By Susan R. Weintrob

SINCE MOVING FROM MUNCIE, INDIANA TO BROOKLYN, NEW YORK, this summer, I have had ample time to reflect on my previous environs. I had worked hard there --- creating a Hillel, developing Judaic Studies classes and working to bring tradition to a community that, largely, had lost touch with Jewish tradition. Regrettably, after I left, much was not continued. So whom did I affect after all? Should I have bothered?

I thought about all this as I began to prepare for my first Passover in New York. One evening, my husband told me, "Check your e-mail. You have an interesting letter from a former student. Do you remember 'Allison'?" I did remember her from when she had been in Hillel at Ball State University.

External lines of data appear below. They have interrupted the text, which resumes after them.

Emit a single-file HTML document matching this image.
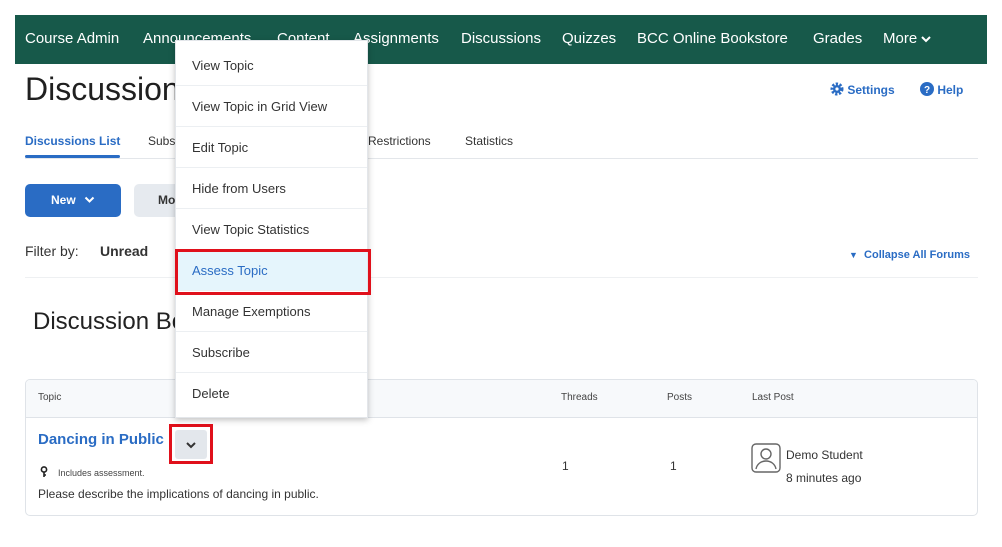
<!DOCTYPE html>
<html><head><style>
*{margin:0;padding:0;box-sizing:border-box}
body{width:1002px;height:547px;background:#fff;font-family:"Liberation Sans",sans-serif;position:relative;overflow:hidden;color:#222}
.a{position:absolute;white-space:nowrap}
.nav{left:15px;top:15px;width:972px;height:49px;background:#17594a}
.nv{color:#fff;font-size:15px;top:30px}
.blue{color:#2a6cc4}
.menu{left:175px;top:40px;width:193px;height:378px;background:#fff;box-shadow:0 2px 6px rgba(0,0,0,.25);border:1px solid #e3e6ea}
.mi{position:absolute;left:0;width:191px;height:41px;border-bottom:1px solid #eceff2;font-size:13px;color:#333;padding-left:16px;line-height:41px}
</style></head><body>
<div class="a nav"></div>
<div class="a nv" style="left:25px">Course Admin</div>
<div class="a nv" style="left:143px">Announcements</div>
<div class="a nv" style="left:277px">Content</div>
<div class="a nv" style="left:353px">Assignments</div>
<div class="a nv" style="left:461px">Discussions</div>
<div class="a nv" style="left:562px">Quizzes</div>
<div class="a nv" style="left:637px">BCC Online Bookstore</div>
<div class="a nv" style="left:813px">Grades</div>
<div class="a nv" style="left:883px">More <svg width="10" height="8" viewBox="0 0 10 8"><path d="M1 2l4 4 4-4" stroke="#fff" stroke-width="2" fill="none"/></svg></div>

<div class="a" style="left:25px;top:71px;font-size:32px;color:#202020">Discussions</div>
<div class="a blue" style="left:830px;top:82px;font-size:12px;font-weight:bold"><svg width="14" height="14" viewBox="0 0 14 14" style="vertical-align:-2px"><circle cx="7" cy="7" r="5" fill="none" stroke="#2a6cc4" stroke-width="3" stroke-dasharray="2.2 1.5"/><circle cx="7" cy="7" r="4" fill="#2a6cc4"/><circle cx="7" cy="7" r="1.6" fill="#fff"/></svg> Settings</div>
<div class="a blue" style="left:920px;top:82px;font-size:12px;font-weight:bold"><svg width="14" height="14" viewBox="0 0 14 14" style="vertical-align:-2px"><circle cx="7" cy="7" r="7" fill="#2a6cc4"/><text x="7" y="11" font-size="10" fill="#fff" text-anchor="middle" font-weight="bold" font-family="Liberation Sans">?</text></svg> Help</div>

<div class="a blue" style="left:25px;top:134px;font-size:12px;font-weight:bold">Discussions List</div>
<div class="a" style="left:25px;top:155px;width:95px;height:3px;background:#2a6cc4;border-radius:2px"></div>
<div class="a" style="left:148px;top:134px;font-size:12px;color:#333">Subs</div>
<div class="a" style="left:368px;top:134px;font-size:12px;color:#333">Restrictions</div>
<div class="a" style="left:465px;top:134px;font-size:12px;color:#333">Statistics</div>
<div class="a" style="left:25px;top:158px;width:953px;height:1px;background:#e3e6ea"></div>

<div class="a" style="left:25px;top:184px;width:96px;height:33px;background:#2a6cc4;border-radius:5px;color:#fff;font-size:12px;font-weight:bold;text-align:center;line-height:33px">New <svg width="11" height="8" viewBox="0 0 11 8" style="margin-left:5px"><path d="M1.5 1.5l4 4 4-4" stroke="#fff" stroke-width="2" fill="none"/></svg></div>
<div class="a" style="left:134px;top:184px;width:60px;height:33px;background:#e6eaef;border-radius:5px;font-size:12px;font-weight:bold;padding-left:24px;line-height:33px;color:#333">Mo</div>

<div class="a" style="left:25px;top:243px;font-size:14px;color:#333">Filter by:</div>
<div class="a" style="left:100px;top:243px;font-size:14px;color:#333;font-weight:bold">Unread</div>
<div class="a blue" style="left:849px;top:249px;font-size:11px;font-weight:bold"><span style="font-size:9px">▼</span>&nbsp; Collapse All Forums</div>
<div class="a" style="left:25px;top:277px;width:953px;height:1px;background:#eef0f2"></div>

<div class="a" style="left:33px;top:308px;font-size:24px;color:#222">Discussion Boards</div>

<div class="a" style="left:25px;top:379px;width:953px;height:137px;border:1px solid #dfe3e8;border-radius:5px;overflow:hidden">
<div style="height:38px;background:#f7f9fb;border-bottom:1px solid #dfe3e8"></div></div>
<div class="a" style="left:38px;top:392px;font-size:10px;color:#444">Topic</div>
<div class="a" style="left:561px;top:392px;font-size:10px;color:#444">Threads</div>
<div class="a" style="left:667px;top:392px;font-size:10px;color:#444">Posts</div>
<div class="a" style="left:752px;top:392px;font-size:10px;color:#444">Last Post</div>

<div class="a blue" style="left:38px;top:431px;font-size:15px;font-weight:bold">Dancing in Public</div>
<div class="a" style="left:169px;top:424px;width:44px;height:40px;border:3px solid #e0101b"></div>
<div class="a" style="left:175px;top:430px;width:32px;height:29px;background:#e3e7ec;border-radius:3px"></div>
<svg class="a" style="left:185px;top:441px" width="12" height="8" viewBox="0 0 12 8"><path d="M2 2l4 4 4-4" stroke="#333" stroke-width="2" fill="none"/></svg>
<svg class="a" style="left:40px;top:466px" width="8" height="12" viewBox="0 0 8 12"><circle cx="4" cy="3.5" r="2.6" fill="none" stroke="#222" stroke-width="1.6"/><path d="M4 6v5M4 9h2" stroke="#222" stroke-width="1.6"/></svg>
<div class="a" style="left:58px;top:468px;font-size:9px;color:#444">Includes assessment.</div>
<div class="a" style="left:38px;top:487px;font-size:12px;color:#333">Please describe the implications of dancing in public.</div>

<div class="a" style="left:562px;top:459px;font-size:12px;color:#333">1</div>
<div class="a" style="left:670px;top:459px;font-size:12px;color:#333">1</div>
<svg class="a" style="left:751px;top:443px" width="30" height="31" viewBox="0 0 30 31"><rect x="1" y="1" width="28" height="28" rx="4" fill="none" stroke="#666" stroke-width="1.4"/><circle cx="15" cy="11" r="5" fill="none" stroke="#666" stroke-width="1.4"/><path d="M5 26c1-5 5-8 10-8s9 3 10 8" fill="none" stroke="#666" stroke-width="1.4"/></svg>
<div class="a" style="left:786px;top:448px;font-size:12px;color:#333">Demo Student</div>
<div class="a" style="left:786px;top:471px;font-size:12px;color:#333">8 minutes ago</div>

<div class="a menu">
<div class="mi" style="top:4px">View Topic</div>
<div class="mi" style="top:45px">View Topic in Grid View</div>
<div class="mi" style="top:86px">Edit Topic</div>
<div class="mi" style="top:127px">Hide from Users</div>
<div class="mi" style="top:168px">View Topic Statistics</div>
<div class="mi" style="top:209px;background:#e5f5fc;color:#2a6cc4">Assess Topic</div>
<div class="mi" style="top:250px">Manage Exemptions</div>
<div class="mi" style="top:291px">Subscribe</div>
<div class="mi" style="top:332px;border:none">Delete</div>
</div>
<div class="a" style="left:175px;top:249px;width:196px;height:46px;border:3px solid #e0101b"></div>
</body></html>
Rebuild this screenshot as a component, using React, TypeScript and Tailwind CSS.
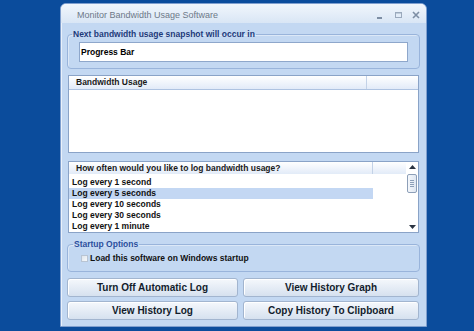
const items = [
  "Log every 1 second",
  "Log every 5 seconds",
  "Log every 10 seconds",
  "Log every 30 seconds",
  "Log every 1 minute",
];

function Btn({ label, w }: { label: string; w: string }) {
  return (
    <div
      className={`${w} h-[19px] flex items-center justify-center rounded-[3px] border border-[#a2b5cf] bg-gradient-to-b from-[#f5f8fc] to-[#d6e1ef] shadow-[inset_1px_1px_0_#ffffff] text-[10px] font-bold text-[#121c2c]`}
    >
      {label}
    </div>
  );
}

export default function App() {
  return (
    <div className="w-[474px] h-[331px] overflow-hidden bg-[#0b4c9c] pl-[60px] pt-[3px] font-['Liberation_Sans',Arial,sans-serif]">
      <div className="w-[367px] h-[324px] flex flex-col rounded-t-[6px] border border-[#7f9fcf] bg-[#c3d8f2] shadow-[inset_1px_1px_0_#eaf1fa]">
        {/* title bar */}
        <div className="h-[19px] shrink-0 flex items-center pt-[2px] pl-[16px] pr-[6px] rounded-t-[5px] bg-gradient-to-b from-[#f1f6fc] to-[#d9e6f5]">
          <span className="flex-1 text-[9px] leading-[10px] text-[#6d7988]">
            Monitor Bandwidth Usage Software
          </span>
          <div className="flex items-center gap-[10px]">
            <svg width="8" height="8" viewBox="0 0 8 8">
              <rect x="1" y="6" width="5" height="2" fill="#7d8ea4" />
            </svg>
            <svg width="8" height="8" viewBox="0 0 8 8">
              <rect x="1.5" y="1.5" width="6" height="5" fill="none" stroke="#9aa9bc" strokeWidth="1" />
              <rect x="1" y="1" width="7" height="1.5" fill="#9aa9bc" />
            </svg>
            <svg width="8" height="8" viewBox="0 0 8 8">
              <path d="M1 1 L7 7 M7 1 L1 7" stroke="#7d8ea4" strokeWidth="1.6" />
            </svg>
          </div>
        </div>

        <div className="flex flex-col px-[6px]">
          {/* group 1 */}
          <fieldset className="mt-[6px] rounded-[4px] border border-[#99b4db] shadow-[inset_1px_1px_0_#dce8f7] px-[4px] pb-[6px]">
            <legend className="px-[1px] text-[8.5px] leading-[10px] font-bold text-[#1d3a7a]">
              Next bandwidth usage snapshot will occur in
            </legend>
            <div className="mx-[7px] mt-[3px] h-[20px] flex items-center border border-[#8ea7cb] bg-white pl-[1px] text-[8.5px] font-bold text-black">
              Progress Bar
            </div>
          </fieldset>

          {/* bandwidth usage list */}
          <div className="mt-[6px] mx-[1px] h-[78px] flex flex-col border border-[#8aa3c7] bg-white">
            <div className="h-[14px] shrink-0 flex border-b border-[#aec3e1] bg-gradient-to-b from-[#ffffff] to-[#e2ebf8]">
              <div className="w-[298px] flex items-center border-r border-[#c3d2e7] pl-[7px] text-[8.5px] font-bold text-[#1a1a1a]">
                Bandwidth Usage
              </div>
              <div className="flex-1" />
            </div>
          </div>

          {/* log options list */}
          <div className="mt-[8px] mx-[1px] h-[72px] flex border border-[#8aa3c7] bg-white overflow-hidden">
            <div className="flex-1 flex flex-col">
              <div className="h-[12px] shrink-0 flex bg-gradient-to-b from-[#ffffff] to-[#e2ebf8]">
                <div className="w-[304px] flex items-center border-r border-[#c3d2e7] pl-[7px] text-[8.5px] font-bold text-[#1a1a1a]">
                  How often would you like to log bandwidth usage?
                </div>
                <div className="flex-1" />
              </div>
              <div className="pt-[3px] flex flex-col">
                {items.map((t, i) => (
                  <div
                    key={t}
                    className={`w-[304px] h-[11px] leading-[11px] pl-[3px] text-[8.5px] font-bold text-[#111111] ${
                      i === 1 ? "bg-[#c3d7f3]" : ""
                    }`}
                  >
                    {t}
                  </div>
                ))}
              </div>
            </div>
            <div className="w-[12px] shrink-0 flex flex-col items-center pb-[1px]">
              <div className="h-[9px] flex items-center justify-center">
                <svg width="7" height="4" viewBox="0 0 7 4">
                  <path d="M0 4 L3.5 0 L7 4 Z" fill="#2b3442" />
                </svg>
              </div>
              <div className="mt-[3px] w-[10px] h-[19px] rounded-[2px] border border-[#8d9fb8] bg-gradient-to-r from-[#f4f7fb] to-[#dfe7f2] flex flex-col items-center justify-center gap-[1px]">
                <div className="w-[4px] h-[1px] bg-[#8d9fb8]" />
                <div className="w-[4px] h-[1px] bg-[#8d9fb8]" />
                <div className="w-[4px] h-[1px] bg-[#8d9fb8]" />
                <div className="w-[4px] h-[1px] bg-[#8d9fb8]" />
              </div>
              <div className="flex-1" />
              <div className="h-[9px] flex items-center justify-center">
                <svg width="7" height="4" viewBox="0 0 7 4">
                  <path d="M0 0 L7 0 L3.5 4 Z" fill="#2b3442" />
                </svg>
              </div>
            </div>
          </div>

          {/* startup options */}
          <fieldset className="mt-[6px] rounded-[4px] border border-[#99b4db] shadow-[inset_1px_1px_0_#dce8f7] px-[5px] pb-[7px]">
            <legend className="px-[1px] text-[8.5px] leading-[10px] font-bold text-[#2a4e9d]">
              Startup Options
            </legend>
            <div className="mt-[4px] h-[11px] flex items-center pl-[8px] gap-[2px]">
              <div className="w-[7px] h-[7px] border border-[#b8c4d3] bg-gradient-to-br from-[#dfe5ec] to-[#f6f8fb]" />
              <span className="text-[8.5px] font-bold text-[#111111]">
                Load this software on Windows startup
              </span>
            </div>
          </fieldset>

          {/* buttons */}
          <div className="mt-[6px] flex flex-col gap-[4px]">
            <div className="flex gap-[5px]">
              <Btn label="Turn Off Automatic Log" w="w-[171px]" />
              <Btn label="View History Graph" w="w-[176px]" />
            </div>
            <div className="flex gap-[5px]">
              <Btn label="View History Log" w="w-[171px]" />
              <Btn label="Copy History To Clipboard" w="w-[176px]" />
            </div>
          </div>
        </div>
      </div>
    </div>
  );
}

She attended a few Friday night services when I offered to bring her, and she, like so many other Jewish students, came to my house for our Hillel Passover Seder --- but she had never really been that active. I did not think that Allison cared that much one way or another, about Hillel or Judaism.

I should have known that we could never make assumptions about others in this way. Her letter reminded me of this.

"I don't know if you remember me. I attended Ball State from 1990-1994. You and your husband helped me get through my college years. I knew you both were there for me and always helped me get to services when I wanted. I am from Detroit and always had many Jewish friends. I never felt out of place there because of my religion.

"My parents were nervous with me going to Ball State for that reason. Being Jewish in Indiana was terrifying for me. I had many problems with prejudice. You and your family offered support to me and all of the other Jewish students. We always knew you were there to help if we needed it. When I look back on college, it was a good experience, but the prejudice I found was horrible. I only got through because of people like you and your husband who took care of me. I will always remember what your family did for me and other Jewish students. Thank you for caring."

While my struggles becoming a religious Jew in Indiana contributed to my own growth as a person, I have wondered if all the turmoil were necessary. The lay services I organized for so long, the students I encouraged to learn about Judaism and the issues I fought for, in and out of the Jewish community-now that I am gone, had there been any lasting effect besides character building?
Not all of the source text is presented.